7. The results of the understandings reached under this Article should be incorporated into an appropriate instrument, depending on the subject matter and the agreed tool.
8. Further to paragraph 7, if the Parties decide that an Annex to this Chapter is the appropriate instrument to incorporate the results of a trade facilitating initiative, the Annex shall constitute an integral part of this Agreement.
Article 8.5. Standards
1. The Parties recognise the important role that international standards, guides and recommendations can play in supporting greater regulatory alignment, good regulatory practice and reducing unnecessary barriers to trade.
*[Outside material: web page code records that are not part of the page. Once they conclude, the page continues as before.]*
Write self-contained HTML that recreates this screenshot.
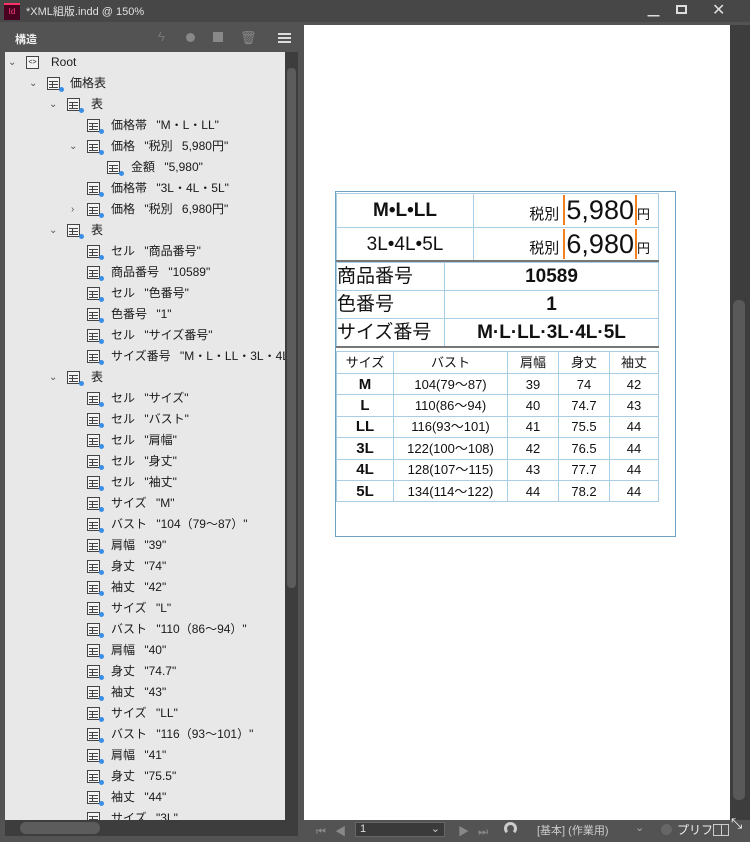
<!DOCTYPE html>
<html><head><meta charset="utf-8"><style>
*{margin:0;padding:0;box-sizing:border-box}
body{width:750px;height:842px;background:#535353;position:relative;overflow:hidden;font-family:"Liberation Sans","Noto Sans CJK JP",sans-serif}
.abs{position:absolute}
.tree{left:5px;top:52px;width:280px;height:768px;background:#e8e8e8;overflow:hidden}
.r{position:absolute;height:21px;font-size:12px;color:#1a1a1a;white-space:nowrap;line-height:21px;word-spacing:6px}
.ch{position:absolute;font-size:10px;color:#555;top:0}
.ic{position:absolute;top:4px;width:13px;height:13px;border:1px solid #444;background:#f4f4f4}
.ic.t::before{content:"";position:absolute;left:1px;right:1px;top:3px;height:1px;background:#444;box-shadow:0 3px 0 #444,0 6px 0 #444}
.ic.t::after{content:"";position:absolute;left:4px;top:3px;width:1px;height:7px;background:#444}
.dot{position:absolute;width:5px;height:5px;border-radius:50%;background:#3a8ee6;top:14px}
.doc{left:304px;top:25px;width:426px;height:795px;background:#fff}
table{border-collapse:collapse;position:absolute;table-layout:fixed}
td{border:1px solid #a9cde4;text-align:center;color:#111;padding:0;line-height:1;overflow:hidden;white-space:nowrap}
</style></head><body>
<div class="abs" style="left:0;top:0;width:750px;height:22px;background:#474747"></div>
<div class="abs" style="left:4px;top:3px;width:16px;height:17px;background:#49021f;border-top:2px solid #ff3366;color:#ff3d7f;font-size:8px;line-height:14px;text-align:center">Id</div>
<div class="abs" style="left:26px;top:3px;color:#e0e0e0;font-size:11px">*XML組版.indd @ 150%</div>
<div class="abs" style="left:640px;top:2px;width:27px;height:18px;color:#ddd;font-size:12px;text-align:center">▁</div>
<div class="abs" style="left:676px;top:5px;width:11px;height:9px;border:2px solid #ddd"></div>
<div class="abs" style="left:712px;top:0;color:#ddd;font-size:16px">✕</div>
<div class="abs" style="left:15px;top:31px;color:#eee;font-size:11px;font-weight:bold">構造</div>
<div class="abs" style="left:158px;top:29px;color:#777;font-size:13px">ϟ</div>
<div class="abs" style="left:186px;top:33px;width:9px;height:9px;border-radius:50%;background:#888"></div>
<div class="abs" style="left:213px;top:32px;width:10px;height:10px;background:#888"></div>
<div class="abs" style="left:240px;top:30px;color:#888;font-size:13px">🗑</div>
<div class="abs" style="left:278px;top:33px;width:13px;height:2px;background:#ddd;box-shadow:0 4px 0 #ddd,0 8px 0 #ddd"></div>
<div class="abs tree">
<div class="r" style="top:0"><span class="ch" style="left:3px">⌄</span><span class="ic" style="left:21px;font-size:7px;line-height:11px;text-align:center">&lt;&gt;</span><span style="position:absolute;left:46px">Root</span></div>
<div class="r" style="top:21px"><span class="ch" style="left:24px">⌄</span><span class="ic t" style="left:42px"></span><span class="dot" style="left:54px"></span><span style="position:absolute;left:65px">価格表</span></div>
<div class="r" style="top:42px"><span class="ch" style="left:44px">⌄</span><span class="ic t" style="left:62px"></span><span class="dot" style="left:74px"></span><span style="position:absolute;left:86px">表</span></div>
<div class="r" style="top:63px"><span class="ic t" style="left:82px"></span><span class="dot" style="left:94px"></span><span style="position:absolute;left:106px">価格帯 "M・L・LL"</span></div>
<div class="r" style="top:84px"><span class="ch" style="left:64px">⌄</span><span class="ic t" style="left:82px"></span><span class="dot" style="left:94px"></span><span style="position:absolute;left:106px">価格 "税別 5,980円"</span></div>
<div class="r" style="top:105px"><span class="ic t" style="left:102px"></span><span class="dot" style="left:114px"></span><span style="position:absolute;left:126px">金額 "5,980"</span></div>
<div class="r" style="top:126px"><span class="ic t" style="left:82px"></span><span class="dot" style="left:94px"></span><span style="position:absolute;left:106px">価格帯 "3L・4L・5L"</span></div>
<div class="r" style="top:147px"><span class="ch" style="left:66px">›</span><span class="ic t" style="left:82px"></span><span class="dot" style="left:94px"></span><span style="position:absolute;left:106px">価格 "税別 6,980円"</span></div>
<div class="r" style="top:168px"><span class="ch" style="left:44px">⌄</span><span class="ic t" style="left:62px"></span><span class="dot" style="left:74px"></span><span style="position:absolute;left:86px">表</span></div>
<div class="r" style="top:189px"><span class="ic t" style="left:82px"></span><span class="dot" style="left:94px"></span><span style="position:absolute;left:106px">セル "商品番号"</span></div>
<div class="r" style="top:210px"><span class="ic t" style="left:82px"></span><span class="dot" style="left:94px"></span><span style="position:absolute;left:106px">商品番号 "10589"</span></div>
<div class="r" style="top:231px"><span class="ic t" style="left:82px"></span><span class="dot" style="left:94px"></span><span style="position:absolute;left:106px">セル "色番号"</span></div>
<div class="r" style="top:252px"><span class="ic t" style="left:82px"></span><span class="dot" style="left:94px"></span><span style="position:absolute;left:106px">色番号 "1"</span></div>
<div class="r" style="top:273px"><span class="ic t" style="left:82px"></span><span class="dot" style="left:94px"></span><span style="position:absolute;left:106px">セル "サイズ番号"</span></div>
<div class="r" style="top:294px"><span class="ic t" style="left:82px"></span><span class="dot" style="left:94px"></span><span style="position:absolute;left:106px">サイズ番号 "M・L・LL・3L・4L"</span></div>
<div class="r" style="top:315px"><span class="ch" style="left:44px">⌄</span><span class="ic t" style="left:62px"></span><span class="dot" style="left:74px"></span><span style="position:absolute;left:86px">表</span></div>
<div class="r" style="top:336px"><span class="ic t" style="left:82px"></span><span class="dot" style="left:94px"></span><span style="position:absolute;left:106px">セル "サイズ"</span></div>
<div class="r" style="top:357px"><span class="ic t" style="left:82px"></span><span class="dot" style="left:94px"></span><span style="position:absolute;left:106px">セル "バスト"</span></div>
<div class="r" style="top:378px"><span class="ic t" style="left:82px"></span><span class="dot" style="left:94px"></span><span style="position:absolute;left:106px">セル "肩幅"</span></div>
<div class="r" style="top:399px"><span class="ic t" style="left:82px"></span><span class="dot" style="left:94px"></span><span style="position:absolute;left:106px">セル "身丈"</span></div>
<div class="r" style="top:420px"><span class="ic t" style="left:82px"></span><span class="dot" style="left:94px"></span><span style="position:absolute;left:106px">セル "袖丈"</span></div>
<div class="r" style="top:441px"><span class="ic t" style="left:82px"></span><span class="dot" style="left:94px"></span><span style="position:absolute;left:106px">サイズ "M"</span></div>
<div class="r" style="top:462px"><span class="ic t" style="left:82px"></span><span class="dot" style="left:94px"></span><span style="position:absolute;left:106px">バスト "104（79～87）"</span></div>
<div class="r" style="top:483px"><span class="ic t" style="left:82px"></span><span class="dot" style="left:94px"></span><span style="position:absolute;left:106px">肩幅 "39"</span></div>
<div class="r" style="top:504px"><span class="ic t" style="left:82px"></span><span class="dot" style="left:94px"></span><span style="position:absolute;left:106px">身丈 "74"</span></div>
<div class="r" style="top:525px"><span class="ic t" style="left:82px"></span><span class="dot" style="left:94px"></span><span style="position:absolute;left:106px">袖丈 "42"</span></div>
<div class="r" style="top:546px"><span class="ic t" style="left:82px"></span><span class="dot" style="left:94px"></span><span style="position:absolute;left:106px">サイズ "L"</span></div>
<div class="r" style="top:567px"><span class="ic t" style="left:82px"></span><span class="dot" style="left:94px"></span><span style="position:absolute;left:106px">バスト "110（86～94）"</span></div>
<div class="r" style="top:588px"><span class="ic t" style="left:82px"></span><span class="dot" style="left:94px"></span><span style="position:absolute;left:106px">肩幅 "40"</span></div>
<div class="r" style="top:609px"><span class="ic t" style="left:82px"></span><span class="dot" style="left:94px"></span><span style="position:absolute;left:106px">身丈 "74.7"</span></div>
<div class="r" style="top:630px"><span class="ic t" style="left:82px"></span><span class="dot" style="left:94px"></span><span style="position:absolute;left:106px">袖丈 "43"</span></div>
<div class="r" style="top:651px"><span class="ic t" style="left:82px"></span><span class="dot" style="left:94px"></span><span style="position:absolute;left:106px">サイズ "LL"</span></div>
<div class="r" style="top:672px"><span class="ic t" style="left:82px"></span><span class="dot" style="left:94px"></span><span style="position:absolute;left:106px">バスト "116（93～101）"</span></div>
<div class="r" style="top:693px"><span class="ic t" style="left:82px"></span><span class="dot" style="left:94px"></span><span style="position:absolute;left:106px">肩幅 "41"</span></div>
<div class="r" style="top:714px"><span class="ic t" style="left:82px"></span><span class="dot" style="left:94px"></span><span style="position:absolute;left:106px">身丈 "75.5"</span></div>
<div class="r" style="top:735px"><span class="ic t" style="left:82px"></span><span class="dot" style="left:94px"></span><span style="position:absolute;left:106px">袖丈 "44"</span></div>
<div class="r" style="top:756px"><span class="ic t" style="left:82px"></span><span class="dot" style="left:94px"></span><span style="position:absolute;left:106px">サイズ "3L"</span></div>
</div>
<div class="abs" style="left:285px;top:52px;width:13px;height:768px;background:#3d3d3d"></div>
<div class="abs" style="left:287px;top:68px;width:9px;height:520px;border-radius:4px;background:#5c5c5c"></div>
<div class="abs" style="left:5px;top:820px;width:293px;height:16px;background:#3d3d3d"></div>
<div class="abs" style="left:20px;top:822px;width:80px;height:12px;border-radius:6px;background:#5c5c5c"></div>
<div class="abs doc"></div>
<div class="abs" style="left:730px;top:25px;width:20px;height:795px;background:#3d3d3d"></div>
<div class="abs" style="left:733px;top:300px;width:12px;height:500px;border-radius:5px;background:#595959"></div>
<div class="abs" style="left:335px;top:191px;width:341px;height:346px;border:1px solid #6fa1c3"></div>
<table style="left:336px;top:193px;width:323px;font-size:19px">
<tr style="height:34px"><td style="width:137px;font-weight:bold">M•L•LL</td><td style="text-align:right;padding-right:8px"><span style="font-size:15px">税別 </span><span style="font-size:27px;border-left:2px solid #f08020;border-right:2px solid #f08020;padding:0 1px">5,980</span><span style="font-size:13px">円</span></td></tr>
<tr style="height:34px"><td>3L•4L•5L</td><td style="text-align:right;padding-right:8px"><span style="font-size:15px">税別 </span><span style="font-size:27px;border-left:2px solid #f08020;border-right:2px solid #f08020;padding:0 1px">6,980</span><span style="font-size:13px">円</span></td></tr>
</table>
<div class="abs" style="left:336px;top:260px;width:323px;height:2px;background:#777"></div>
<table style="left:336px;top:262px;width:323px;font-size:19px">
<tr style="height:28px"><td style="width:108px;text-align:left">商品番号</td><td style="font-weight:bold">10589</td></tr>
<tr style="height:28px"><td style="text-align:left">色番号</td><td style="font-weight:bold">1</td></tr>
<tr style="height:28px"><td style="text-align:left">サイズ番号</td><td style="font-weight:bold">M·L·LL·3L·4L·5L</td></tr>
</table>
<div class="abs" style="left:336px;top:346px;width:323px;height:2px;background:#777"></div>
<table style="left:336px;top:351px;width:323px;font-size:13px">
<tr style="height:22px"><td style="width:57px">サイズ</td><td style="width:114px">バスト</td><td style="width:51px">肩幅</td><td style="width:51px">身丈</td><td>袖丈</td></tr>
<tr style="height:21.4px"><td style="font-weight:bold;font-size:15px">M</td><td>104(79～87)</td><td>39</td><td>74</td><td>42</td></tr>
<tr style="height:21.4px"><td style="font-weight:bold;font-size:15px">L</td><td>110(86～94)</td><td>40</td><td>74.7</td><td>43</td></tr>
<tr style="height:21.4px"><td style="font-weight:bold;font-size:15px">LL</td><td>116(93～101)</td><td>41</td><td>75.5</td><td>44</td></tr>
<tr style="height:21.4px"><td style="font-weight:bold;font-size:15px">3L</td><td>122(100～108)</td><td>42</td><td>76.5</td><td>44</td></tr>
<tr style="height:21.4px"><td style="font-weight:bold;font-size:15px">4L</td><td>128(107～115)</td><td>43</td><td>77.7</td><td>44</td></tr>
<tr style="height:21.4px"><td style="font-weight:bold;font-size:15px">5L</td><td>134(114～122)</td><td>44</td><td>78.2</td><td>44</td></tr>
</table>
<div class="abs" style="left:316px;top:823px;color:#888;font-size:11px">⏮&nbsp;&nbsp;&nbsp;◀</div>
<div class="abs" style="left:355px;top:822px;width:90px;height:15px;background:#3a3a3a;border:1px solid #666;color:#ddd;font-size:11px;padding-left:4px;line-height:13px">1<span style="position:absolute;right:4px;color:#ccc">⌄</span></div>
<div class="abs" style="left:458px;top:823px;color:#888;font-size:11px">▶&nbsp;&nbsp;&nbsp;⏭</div>
<div class="abs" style="left:504px;top:822px;width:13px;height:13px;border-radius:50%;border:3px solid #ccc;border-bottom-color:transparent"></div>
<div class="abs" style="left:537px;top:822px;color:#ccc;font-size:11px">[基本] (作業用)</div>
<div class="abs" style="left:635px;top:821px;color:#aaa;font-size:11px">⌄</div>
<div class="abs" style="left:661px;top:824px;width:11px;height:11px;border-radius:50%;background:#666"></div>
<div class="abs" style="left:677px;top:821px;color:#eee;font-size:12px">プリフ</div>
<div class="abs" style="left:713px;top:824px;width:16px;height:12px;border:1px solid #ccc"><div style="position:absolute;left:7px;top:0;width:1px;height:10px;background:#ccc"></div></div>
<div class="abs" style="left:731px;top:815px;color:#fff;font-size:14px">⤡</div>
</body></html>
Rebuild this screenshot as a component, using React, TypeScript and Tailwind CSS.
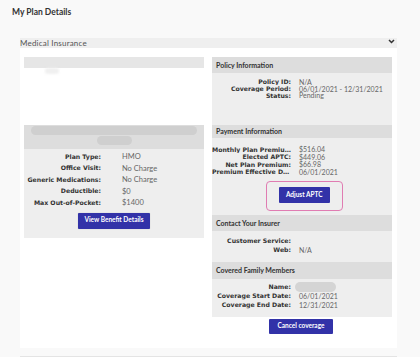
import React from "react";

const Row = ({ label, value, h }: { label: string; value?: React.ReactNode; h: string }) => (
  <div className={`flex items-center ${h}`}>
    <div className="w-[79px] shrink-0 min-w-0 overflow-hidden text-ellipsis whitespace-nowrap text-right font-['DejaVu_Sans',sans-serif] font-bold text-[6.2px] text-[#333]">
      {label}
    </div>
    <div className="pl-[8px] text-[#666] whitespace-nowrap">{value}</div>
  </div>
);

const PlanRow = ({ label, value }: { label: string; value: string }) => (
  <div className="flex items-center h-[11.5px]">
    <div className="w-[77px] shrink-0 text-right font-['DejaVu_Sans',sans-serif] font-bold text-[6.2px] text-[#333] whitespace-nowrap">
      {label}
    </div>
    <div className="pl-[21px] text-[#666] text-[7.5px]">{value}</div>
  </div>
);

const App = () => {
  return (
    <div className="w-[420px] h-[357px] bg-[#f9f9f9] overflow-hidden font-['Lato',sans-serif] text-[7px] leading-none">
      <div className="h-[38px] pl-[12px] pt-[8px] text-[8.5px] font-bold text-[#333]">My Plan Details</div>
      <div className="ml-[20px] w-[377px]">
        <div className="h-[10px] bg-[#efefef] flex items-center justify-between text-[8px] tracking-[0.2px] text-[#555]">
          <span>Medical Insurance</span>
          <svg width="7" height="5" viewBox="0 0 7 5" className="mr-[2px] -mt-[3px]">
            <path d="M1 1 L3.5 3.5 L6 1" fill="none" stroke="#333" strokeWidth="1.5" />
          </svg>
        </div>
        <div className="h-[300px] bg-white flex gap-[8px] pl-[4px] pt-[9px]">
          {/* left card */}
          <div className="w-[180px] flex flex-col self-start">
            <div className="h-[11px] bg-[#e6e6e6]" />
            <div className="h-[57px] bg-white relative">
              <div className="absolute left-[21px] top-[0px] w-[14px] h-[6px] rounded-full bg-[#f0f0f0] blur-[1px]" />
            </div>
            <div className="h-[24px] bg-[#dddddd] flex flex-col items-center pt-[1px] gap-[1px]">
              <div className="w-[166px] h-[9px] rounded-full bg-[#cfcfcf] blur-[0.5px]" />
              <div className="w-[35px] h-[9px] rounded-full bg-[#cfcfcf] blur-[0.5px]" />
            </div>
            <div className="bg-[#eeeeee] pt-[2px] pb-[9px] flex flex-col">
              <PlanRow label="Plan Type:" value="HMO" />
              <PlanRow label="Office Visit:" value="No Charge" />
              <PlanRow label="Generic Medications:" value="No Charge" />
              <PlanRow label="Deductible:" value="$0" />
              <PlanRow label="Max Out-of-Pocket:" value="$1400" />
              <div className="flex justify-center mt-[4px]">
                <button className="w-[72px] h-[16px] bg-[#3232a8] text-white font-bold text-[6.5px] rounded-[1px] shadow-[0_0_1px_rgba(0,0,0,0.3)]">
                  View Benefit Details
                </button>
              </div>
            </div>
          </div>
          {/* right column */}
          <div className="w-[180px] flex flex-col">
            <div className="h-[16px] bg-[#dddddd] pl-[4px] font-bold text-[#333] flex items-center">Policy Information</div>
            <div className="h-[52px] bg-[#eeeeee] pt-[6px] flex flex-col">
              <Row h="h-[6.7px]" label="Policy ID:" value="N/A" />
              <Row h="h-[6.7px]" label="Coverage Period:" value="06/01/2021 - 12/31/2021" />
              <Row h="h-[6.7px]" label="Status:" value="Pending" />
            </div>
            <div className="h-[13px] bg-[#dddddd] pl-[4px] font-bold text-[#333] flex items-center">Payment Information</div>
            <div className="h-[77px] bg-[#eeeeee] pt-[8px] flex flex-col">
              <Row h="h-[7.6px]" label="Monthly Plan Premium:" value="$516.04" />
              <Row h="h-[7.6px]" label="Elected APTC:" value="$449.06" />
              <Row h="h-[7.6px]" label="Net Plan Premium:" value="$66.98" />
              <Row h="h-[7.6px]" label="Premium Effective Date:" value="06/01/2021" />
              <div className="flex justify-center mt-[5px] ml-[5px]">
                <div className="border-[1.5px] border-[#e07cb2] rounded-[4px] pl-[11.5px] pr-[12px] pt-[5px] pb-[7px]">
                  <button className="w-[51px] h-[16px] bg-[#3232a8] text-white font-bold text-[6.5px] rounded-[1px]">
                    Adjust APTC
                  </button>
                </div>
              </div>
            </div>
            <div className="h-[16px] bg-[#dddddd] pl-[4px] font-bold text-[#333] flex items-center">Contact Your Insurer</div>
            <div className="h-[31px] bg-[#eeeeee] pt-[7px] flex flex-col gap-[1.5px]">
              <Row h="h-[7px]" label="Customer Service:" value="" />
              <Row h="h-[7px]" label="Web:" value="N/A" />
            </div>
            <div className="h-[17px] bg-[#dddddd] pl-[4px] font-bold text-[#333] flex items-center">Covered Family Members</div>
            <div className="h-[38px] bg-[#eeeeee] pt-[3px] flex flex-col">
              <Row h="h-[10px]" label="Name:" value={<span className="block -ml-[4px] w-[41px] h-[10px] rounded-full bg-[#d4d4d4] blur-[0.5px]" />} />
              <Row h="h-[9px]" label="Coverage Start Date:" value="06/01/2021" />
              <Row h="h-[9px]" label="Coverage End Date:" value="12/31/2021" />
            </div>
            <div className="flex justify-center mt-[2px] mr-[2px]">
              <button className="w-[64px] h-[15px] bg-[#3232a8] text-white font-bold text-[6.5px] rounded-[1px]">
                Cancel coverage
              </button>
            </div>
          </div>
        </div>
        <div className="h-[8px]" />
        <div className="h-[1px] bg-[#e4e4e4]" />
      </div>
    </div>
  );
};

export default App;
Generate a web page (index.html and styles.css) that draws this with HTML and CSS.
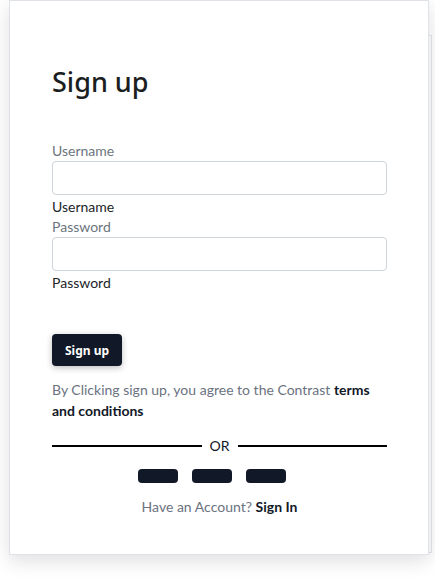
FILE: index.html
```html
<!DOCTYPE html>
<html lang="en">
<head>
<meta charset="utf-8">
<title>Sign up</title>
<link rel="stylesheet" href="styles.css">
</head>
<body>
<div class="backdrop"></div>
<main class="card">
  <h1 class="title">Sign up</h1>
  <form class="form">
    <label class="label" for="username">Username</label>
    <input class="input" id="username" type="text">
    <div class="hint">Username</div>
    <label class="label" for="password">Password</label>
    <input class="input" id="password" type="password">
    <div class="hint">Password</div>
    <div class="actions"><button class="btn" type="button">Sign up</button></div>
  </form>
  <p class="terms">By Clicking sign up, you agree to the Contrast <strong>terms</strong><br><strong>and conditions</strong></p>
  <div class="divider"><span class="rule"></span><span class="or">OR</span><span class="rule"></span></div>
  <div class="socials"><span class="pill"></span><span class="pill"></span><span class="pill"></span></div>
  <p class="signin">Have an Account? <a class="link" href="#">Sign In</a></p>
</main>
</body>
</html>
```
FILE: styles.css
```css
* { box-sizing: border-box; }
html, body { margin: 0; padding: 0; background: #fff; }
body {
  font-family: "Lato", "Noto Sans", sans-serif;
  font-size: 14px;
  line-height: 21px;
  color: #212529;
  position: relative;
  height: 580px;
  overflow: hidden;
}
.backdrop {
  position: absolute;
  top: 35px;
  left: 300px;
  width: 132px;
  height: 518px;
  border: 1px solid #e3e6ea;
  background: #fff;
}
.card {
  position: relative;
  margin-left: 9px;
  width: 420px;
  height: 555px;
  background: #fff;
  border: 1px solid #dfe3e8;
  box-shadow: 0 6px 18px rgba(0, 0, 0, 0.13);
  padding: 64px 41px 0 42px;
}
.title {
  margin: 0;
  font-family: "Noto Sans", sans-serif;
  font-size: 27px;
  line-height: 34px;
  font-weight: 500;
  color: #1b1e21;
}
.form {
  margin-top: 42px;
  display: flex;
  flex-direction: column;
}
.label {
  color: #6c757d;
  line-height: 20px;
}
.input {
  height: 34px;
  border: 1px solid #ced4da;
  border-radius: 4px;
  width: 100%;
  font: inherit;
  padding: 4px 8px;
  background: #fff;
}
.hint {
  color: #212529;
  margin-top: 1px;
  line-height: 21px;
}
.actions { margin-top: 41px; }
.btn {
  height: 32px;
  padding: 0 13px;
  border: 0;
  border-radius: 4px;
  background: #111827;
  color: #fff;
  font-family: "Noto Sans", sans-serif;
  font-size: 12px;
  font-weight: 700;
  box-shadow: 0 2px 6px rgba(0, 0, 0, 0.25);
}
.terms {
  margin: 13px 0 0;
  color: #6b7280;
}
.terms strong { color: #111827; font-weight: 700; }
.divider {
  margin-top: 14px;
  display: flex;
  align-items: center;
  gap: 8px;
}
.rule { flex: 1; height: 2px; background: #000; }
.or { color: #111827; }
.socials {
  margin-top: 13px;
  padding-right: 15px;
  display: flex;
  justify-content: center;
  gap: 14px;
}
.pill {
  width: 40px;
  height: 14px;
  border-radius: 4px;
  background: #111827;
}
.signin {
  margin: 13px 0 0;
  text-align: center;
  color: #6b7280;
}
.link { color: #111827; font-weight: 700; text-decoration: none; }
```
2. In this respect, and further to Article 2 (2.4) (Preparation, Adoption and Application of Technical Regulations by Central Government Bodies), Article 5 (5.4) (Procedures for Assessment of Conformity) and Annex 3 (Code of Good Practice for the Preparation, Adoption and Application of Standards) of the TBT Agreement, to determine whether an international standard, guide or recommendation within the meaning of Article 2 (Preparation, Adoption and Application of Technical Regulations by Central Government Bodies), Article 5 Procedures for Assessment of Conformity) and Annex 3 (Code of Good Practice for the Preparation, Adoption and Application of Standards) of the TBT Agreement exists, each Party shall apply the Decisions and Recommendations adopted by the WTO Committee on Technical Barriers to Trade Since 1 January 1995 (G/TBT/1/Rev.14), as may be revised, issued by the WTO Committee on Technical Barriers to Trade.
3. Recognising their responsibility under Article 4 (4.1) (Preparation, Adoption and Application of Standards) of the TBT Agreement, the Parties shall ensure, in cases where their standardising bodies are governmental, that they accept and comply with the Code of Good Practice for the Preparation, Adoption and Application of Standards in Annex 3 (Code of Good Practice for the Preparation, Adoption and Application of Standards) of the TBT Agreement. For non-governmental bodies, the Parties shall take all reasonable measures to ensure similar acceptance and compliance.